Bayeux- Honfleur – Etretat – Le Touret Memorial – Paris – Arundel – Oxford – Blenheim Palace – The Cotswolds – Baddesley Clinton….phew!


Off the ferry at Caen at 7am and an easy half hour drive to Bayeux.It was a lovely morning, the roads were quiet and by 8am we were parking in this lovely old French town. We strolled through the silent streets, past a pretty river with weeping willows coming into bloom. There was an old mill decorated with boxes of red geraniums and a real sense of spring in the air. Found the only café which was open, for a welcome coffee and a croissant. Oh it was SO good to be in France – Chris is fluent in the language and is often complimented on his accent, so that makes him feel very relaxed in the country. It does however, make me very lazy and I hardly use the minimal, tortuous French I have. (Just as well, because I get so nervous when faced with having to make myself understood, I manage to strangle even the simplest phrases.)


The George V1 Café  was highly unusual, with its celebration of all things British Royal Family; there were photos of little Prince George everywhere. The brightly coloured plastic furniture put me off initially, I find it so uncomfortable and unappealing, but the place was well frequented by locals and turned out to be a good choice.

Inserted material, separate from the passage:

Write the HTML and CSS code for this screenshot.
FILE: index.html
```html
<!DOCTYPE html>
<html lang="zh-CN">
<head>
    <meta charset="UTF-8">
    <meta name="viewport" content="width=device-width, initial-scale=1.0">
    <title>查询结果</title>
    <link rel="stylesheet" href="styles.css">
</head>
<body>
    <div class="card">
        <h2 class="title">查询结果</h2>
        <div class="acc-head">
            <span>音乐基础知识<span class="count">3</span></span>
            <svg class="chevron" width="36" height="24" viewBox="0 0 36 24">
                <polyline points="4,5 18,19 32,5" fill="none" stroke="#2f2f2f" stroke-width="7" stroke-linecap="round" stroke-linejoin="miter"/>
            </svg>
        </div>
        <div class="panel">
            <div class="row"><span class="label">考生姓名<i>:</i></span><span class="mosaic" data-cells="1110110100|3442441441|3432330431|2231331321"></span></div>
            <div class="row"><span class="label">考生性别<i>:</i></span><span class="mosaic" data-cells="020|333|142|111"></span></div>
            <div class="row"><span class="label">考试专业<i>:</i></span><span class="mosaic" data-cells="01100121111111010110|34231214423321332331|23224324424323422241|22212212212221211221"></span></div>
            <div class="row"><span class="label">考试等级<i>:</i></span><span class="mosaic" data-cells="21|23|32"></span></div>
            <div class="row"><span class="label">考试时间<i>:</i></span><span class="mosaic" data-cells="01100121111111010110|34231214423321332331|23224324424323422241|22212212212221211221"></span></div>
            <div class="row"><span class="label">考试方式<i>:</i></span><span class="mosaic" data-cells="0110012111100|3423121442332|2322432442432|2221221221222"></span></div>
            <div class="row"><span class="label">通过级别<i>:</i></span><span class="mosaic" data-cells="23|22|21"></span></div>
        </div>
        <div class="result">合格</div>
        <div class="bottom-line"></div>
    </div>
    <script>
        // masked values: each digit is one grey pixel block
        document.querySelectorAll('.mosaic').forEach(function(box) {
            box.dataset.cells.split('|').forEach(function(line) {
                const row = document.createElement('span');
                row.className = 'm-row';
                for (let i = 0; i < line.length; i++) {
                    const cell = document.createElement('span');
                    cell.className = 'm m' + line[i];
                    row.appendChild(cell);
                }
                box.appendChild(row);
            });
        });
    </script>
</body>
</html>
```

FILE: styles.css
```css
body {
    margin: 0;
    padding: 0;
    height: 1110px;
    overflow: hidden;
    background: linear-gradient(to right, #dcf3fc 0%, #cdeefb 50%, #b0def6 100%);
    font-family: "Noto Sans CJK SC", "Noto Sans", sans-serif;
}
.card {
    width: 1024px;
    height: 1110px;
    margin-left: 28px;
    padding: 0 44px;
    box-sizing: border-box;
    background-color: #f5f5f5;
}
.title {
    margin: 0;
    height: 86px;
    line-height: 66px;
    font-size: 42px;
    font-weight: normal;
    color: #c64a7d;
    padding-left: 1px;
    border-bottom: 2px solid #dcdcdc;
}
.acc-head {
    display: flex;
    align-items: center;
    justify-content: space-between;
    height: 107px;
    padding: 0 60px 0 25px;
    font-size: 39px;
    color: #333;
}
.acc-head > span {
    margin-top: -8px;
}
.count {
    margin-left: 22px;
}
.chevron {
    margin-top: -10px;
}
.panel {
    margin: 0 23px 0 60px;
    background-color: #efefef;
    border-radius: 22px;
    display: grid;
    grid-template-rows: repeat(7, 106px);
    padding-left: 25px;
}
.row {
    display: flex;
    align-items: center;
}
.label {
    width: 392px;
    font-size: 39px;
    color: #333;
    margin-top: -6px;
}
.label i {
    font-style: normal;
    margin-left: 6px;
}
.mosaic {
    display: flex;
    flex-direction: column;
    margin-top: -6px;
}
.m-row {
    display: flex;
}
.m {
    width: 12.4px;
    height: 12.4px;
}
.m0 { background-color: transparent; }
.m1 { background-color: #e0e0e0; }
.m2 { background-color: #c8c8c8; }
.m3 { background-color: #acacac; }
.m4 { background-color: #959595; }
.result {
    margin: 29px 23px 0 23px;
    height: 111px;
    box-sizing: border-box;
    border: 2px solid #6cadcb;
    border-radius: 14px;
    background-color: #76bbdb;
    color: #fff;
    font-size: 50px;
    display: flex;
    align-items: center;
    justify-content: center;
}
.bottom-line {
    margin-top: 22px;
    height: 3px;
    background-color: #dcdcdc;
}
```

Just before 10am, we got ourselves up to the Bayeaux Tapestry Museum just before opening time, as we’d read it got very busy. No problem today though – we had the place to ourselves apart from one other couple. This meant that, instead of having to quickly walk along the whole thing in a regimented way (and only once making it impossible to really appreciate it and take it all in!) we were able to stand at each section for as long as we liked, examining the scenes and details. It is absolutely exquisite and I was bowled over by it! It’s a superb work of art.

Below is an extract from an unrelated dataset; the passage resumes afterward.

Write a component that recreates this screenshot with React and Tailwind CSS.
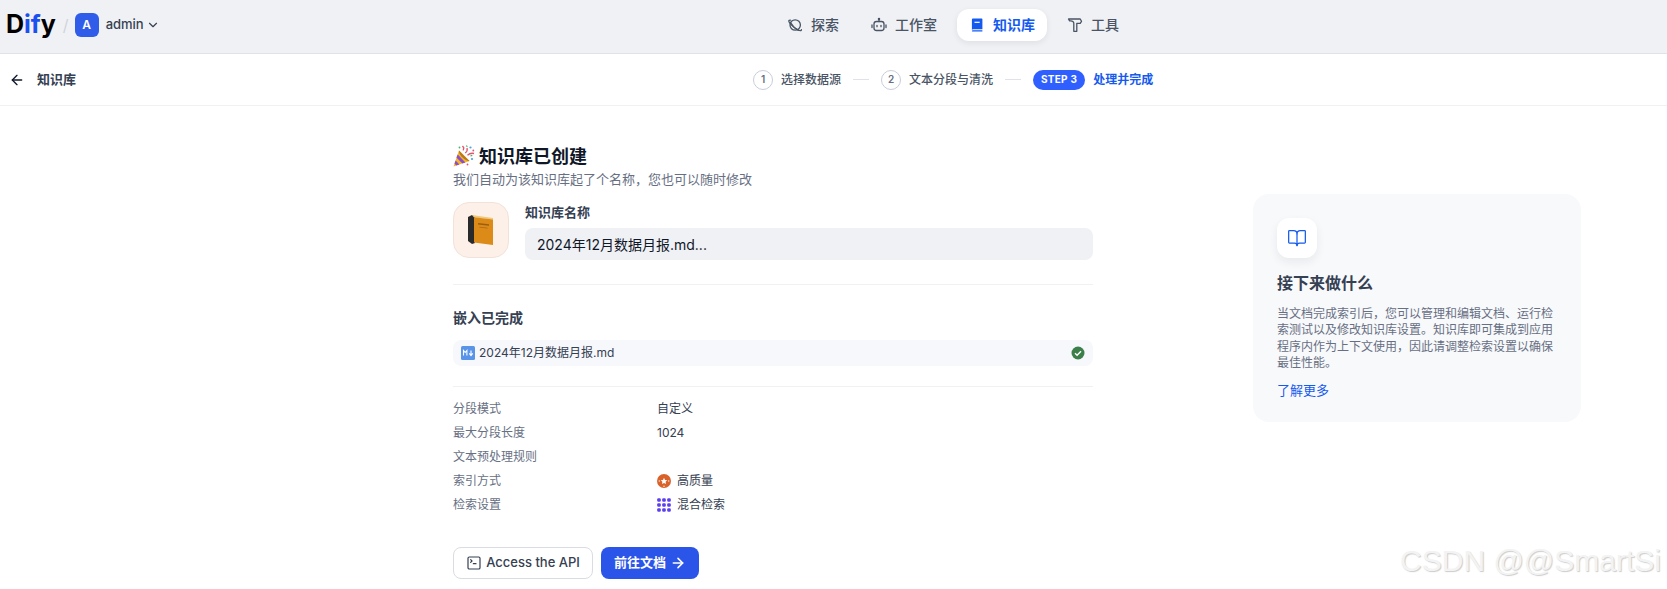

The tapestry, 230 feet long and created using wool thread on linen, tells the story of the conquest of England by William, Duke of Normandy in 1066. There are scenes of murder, violent injury, rape, all rendered in detail.

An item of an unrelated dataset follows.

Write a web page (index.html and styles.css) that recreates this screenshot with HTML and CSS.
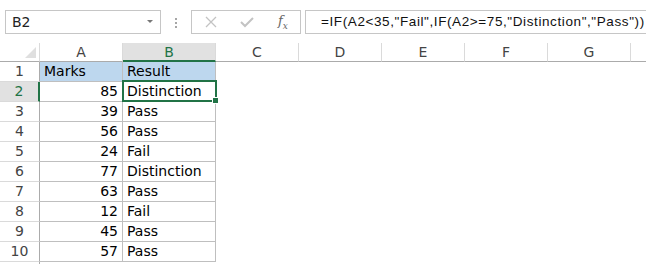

It was a gorgeous late morning when we finally emerged from the darkness which protects the tapestry. A final wander round the attractive town ; another coffee in a very picturesque café but which didn’t offer coffee up to the standard of the more modern place, proving that appearances can be deceptive!

The American Cemetery, Omaha Beach/Arromanches

It was a short, winding drive via small rural roads to our next stop. A short walk through the still-closed visitor centre and suddenly we were faced with the deeply moving sight of over 9,388 white crosses marking the graves of the soldiers who died during the Allied Landings and the invasion of Normandy in 1944.It was immaculately kept and beautifully landscaped with the turquoise shallow sea shimmering beyond the pines. We spent a long time just strolling the site, looking at the names and ages of these men (some barely out of boyhood) who made the ultimate sacrifice, so that we might today, live freely from totalitarian rule.40 pairs of brothers are buried here, including two brothers who inspired the Spielberg film ‘Saving Private Ryan.’ Heart-breaking, the whole place, very sobering  – we were both moved to tears. The Memorial itself was stunning with the Wall of the Missing recording the names of 1557 men whose bodies have never been found.


Rendered silent by the whole experience, we drove on to Arromanches and Gold Beach, the scene of British troop landings. It was a pleasant small town and British flags were on display everywhere in the shops and streets as part of the upcoming WW2 commemorations. There was a huge sense of gratefulness and thanks to Britain for freeing the town and France from Nazi occupation and rule.

It was a sunny, wind-whipped day, as captured so often by Boudin in his exquisite paintings of this area. We wandered along the seafront, a huge swell breaking on the pebbly shore. Then a walk up to the Falaises for a view over the town and the remains of the Mulberry harbours, temporary structures visible out at sea which allowed the troops to land. We passed a Sherman tank on display and German defences were visible too.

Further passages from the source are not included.